- Origin: San Francisco, California
- Genres: Hardcore punk, horror punk
- Years active: 1998–2002
- Labels: Hellcat, Revelation, Session, Mankind
- Members: Eric Ozenne Timmy Stardust Zac Hunter Dante Sigona Andy Outbreak Josh Stokes
- Website: http://www.myspace.com/thenerveagents

= The Nerve Agents =

American punk rock band

The Nerve Agents were an American punk rock band formed by Andy Outbreak and Eric Ozenne (ex-Redemption 87).

Their angry brand of music juxtaposed yelled, sometimes ranting vocals with distorted and often chorus laden chords, complex bass lines and fast-paced percussion. Their darkened style is reminiscent of Black Flag and The Damned.

The Nerve Agents were noted for their frenzied, chaotic, often violent live performances. It was not unusual for a fan or band member to require medical attention. Often on such occasions Eric Ozenne would halt performances, sometimes escorting the injured fan to the hospital. Other theatrical elements, such as costumes and the trademark eyeliner, were commonplace. On rare occasions a guest performer known only as the 'White Owl' (taking its name from the theme of the first full length) would run across the stage in a white mummy-like robe.

There are many rumors surrounding the band's demise. Andy Outbreak's involvement in The Distillers became a source of scheduling tension, as was the pending birth of Ozenne's daughter. The band played their last two shows on Sunday, December 30, 2001, at the Pound in San Francisco, sharing the bill with Lars Frederiksen and the Bastards.

Members of The Nerve Agents are now/or used to be in the bands White Fence, Said Radio, Darker My Love, The Fall, The Frisk, Hudson Criminal, Model American, Fury 66, The Distillers, Seized Up, Redemption 87, Pitch Black, Unit Pride, Shadowboxer, and FIVE.
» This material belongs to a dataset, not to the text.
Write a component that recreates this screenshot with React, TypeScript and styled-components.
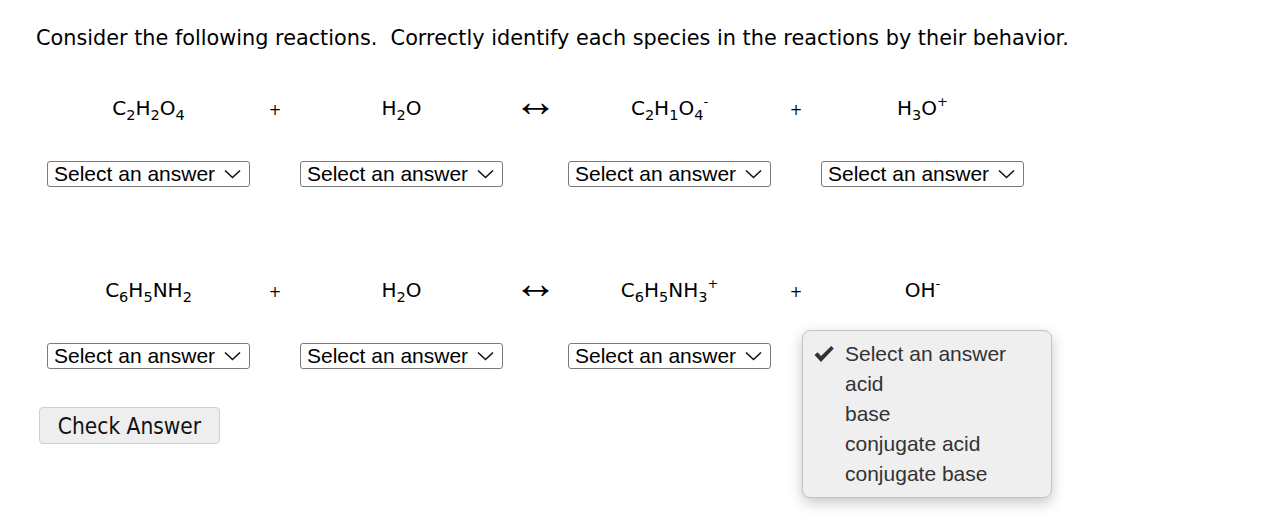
import * as React from "react";
import styled, { createGlobalStyle } from "styled-components";

const GlobalStyle = createGlobalStyle`
  html, body {
    margin: 0;
    padding: 0;
    background: #ffffff;
  }
`;

const Page = styled.div`
  min-height: 528px;
  box-sizing: border-box;
  padding: 26px 0 0 36px;
  font-family: "DejaVu Sans", sans-serif;
  color: #000;
`;

const Title = styled.div`
  font-size: 20.8px;
  line-height: 24px;
  white-space: pre;
`;

const Reaction = styled.div<{ $gapTop: number }>`
  display: grid;
  grid-template-columns: 203px 50px 203px 65px 203px 50px 203px;
  grid-template-rows: 30px 26px;
  row-gap: 38px;
  margin: ${(p) => p.$gapTop}px 0 0 11px;
`;

const Species = styled.div`
  text-align: center;
  font-size: 20px;
  line-height: 30px;
  white-space: nowrap;
`;

const Sub = styled.sub`
  font-size: 14.5px;
  vertical-align: -5px;
  line-height: 0;
`;

const Sup = styled.sup`
  font-size: 13px;
  vertical-align: 9px;
  line-height: 0;
`;

const Plus = styled.div`
  text-align: center;
  font-size: 15px;
  line-height: 30px;
  padding-top: 2px;
`;

const Arrow = styled.div`
  height: 30px;
  text-align: center;
  font-family: "Liberation Serif", "DejaVu Serif", serif;
  font-size: 44px;
  line-height: 18px;
`;

const SelectCell = styled.div`
  position: relative;
`;

const SelectBox = styled.div`
  box-sizing: border-box;
  height: 26px;
  width: 203px;
  border: 1px solid #7a7a7a;
  border-radius: 3px;
  background: #fff;
  display: flex;
  align-items: center;
  justify-content: space-between;
  padding: 0 8px 0 6px;
  font-family: "Liberation Sans", Arial, sans-serif;
  font-size: 21px;
  color: #000;
`;

const Chevron = () => (
  <svg width="17" height="10" viewBox="0 0 17 10">
    <path d="M1 1.5 L8.5 8.5 L16 1.5" fill="none" stroke="#111" strokeWidth="1.6" />
  </svg>
);

const Menu = styled.div`
  position: absolute;
  left: -19px;
  top: -13px;
  width: 250px;
  box-sizing: border-box;
  padding: 8px 0;
  background: #efefef;
  border: 1px solid #c4c4c4;
  border-radius: 8px;
  box-shadow: 0 5px 14px rgba(0, 0, 0, 0.22);
  z-index: 5;
`;

const MenuItem = styled.div`
  position: relative;
  height: 30px;
  line-height: 30px;
  padding-left: 42px;
  font-family: "Liberation Sans", Arial, sans-serif;
  font-size: 21px;
  color: #333;
`;

const Check = styled.svg`
  position: absolute;
  left: 10px;
  top: 6px;
`;

const CheckButton = styled.button`
  display: block;
  margin: 38px 0 0 3px;
  width: 181px;
  height: 37px;
  box-sizing: border-box;
  border: 1px solid #cfcfcf;
  border-radius: 4px;
  background: #eeeeee;
  font-family: "DejaVu Sans Condensed", "DejaVu Sans", sans-serif;
  font-size: 22.5px;
  color: #111;
  padding: 0;
`;

const options = ["Select an answer", "acid", "base", "conjugate acid", "conjugate base"];

const Select: React.FC<{ open?: boolean }> = ({ open }) => (
  <SelectCell>
    <SelectBox>
      <span>Select an answer</span>
      <Chevron />
    </SelectBox>
    {open && (
      <Menu>
        {options.map((o, i) => (
          <MenuItem key={o}>
            {i === 0 && (
              <Check width="22" height="18" viewBox="0 0 22 18">
                <path d="M1.5 10 L4.6 7.2 L8 11 L18.2 1 L20.8 3.5 L8 17 Z" fill="#333" />
              </Check>
            )}
            {o}
          </MenuItem>
        ))}
      </Menu>
    )}
  </SelectCell>
);

const ARROW = "\u2194";

export default function App() {
  return (
    <>
      <GlobalStyle />
      <Page>
        <Title>{"Consider the following reactions.  Correctly identify each species in the reactions by their behavior."}</Title>

        <Reaction $gapTop={43}>
          <Species>C<Sub>2</Sub>H<Sub>2</Sub>O<Sub>4</Sub></Species>
          <Plus>+</Plus>
          <Species>H<Sub>2</Sub>O</Species>
          <Arrow>{ARROW}</Arrow>
          <Species>C<Sub>2</Sub>H<Sub>1</Sub>O<Sub>4</Sub><Sup>-</Sup></Species>
          <Plus>+</Plus>
          <Species>H<Sub>3</Sub>O<Sup>+</Sup></Species>
          <Select />
          <div />
          <Select />
          <div />
          <Select />
          <div />
          <Select />
        </Reaction>

        <Reaction $gapTop={88}>
          <Species>C<Sub>6</Sub>H<Sub>5</Sub>NH<Sub>2</Sub></Species>
          <Plus>+</Plus>
          <Species>H<Sub>2</Sub>O</Species>
          <Arrow>{ARROW}</Arrow>
          <Species>C<Sub>6</Sub>H<Sub>5</Sub>NH<Sub>3</Sub><Sup>+</Sup></Species>
          <Plus>+</Plus>
          <Species>OH<Sup>-</Sup></Species>
          <Select />
          <div />
          <Select />
          <div />
          <Select />
          <div />
          <Select open />
        </Reaction>

        <CheckButton>Check Answer</CheckButton>
      </Page>
    </>
  );
}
They cited influences including AFI, T.S.O.L., Samhain, 7 Seconds, Blast, Black Flag, Antidote, Rancid, Screw 32, the Clash, Youth of Today, Bad Brains, Dead Kennedys, Circle Jerks, the Damned, Misfits, 45 Grave, Christian Death, Siouxie and the Banshees, Joy Division and the Smiths.

== Line-up ==
- Sheric D. (Eric Ozenne) - vocals (currently lead vocals for Said Radio)
- Timmy Stardust (Tim Presley) - guitar (currently lead vocals and guitar for Darker My Love and White Fence, and backing vocals for The Strange Boys)
- Zac "The Butcher" Hunter - guitar (2000–2002) (currently guitar for Hudson Criminal)
- Dante Sigona - bass, piano (currently guitar for Said Radio)
- Andy Outbreak (Andy Granelli) - drums
- Kevin Cross - guitar & bass (1998–2000) (currently guitar for Pitch Black)

== Discography ==
- The Nerve Agents (1998, eponymous 8-song EP), Revelation Records
- The Nerve Agents/Kill Your Idols (split) (2000, 3 songs by each band), Mankind Records
- The Way It Should Be... (compilation) (2000, featured song "Bitter Seed"), Sessions Records
- Days of the White Owl (2000, 16-song LP), Revelation Records
- The Butterfly Collection (2001, 14-songs, final LP), Hellcat Records

==DVD==
- Give 'Em the Boot features a live performance of the song "Evil", by the Los Angeles deathrock band 45 Grave.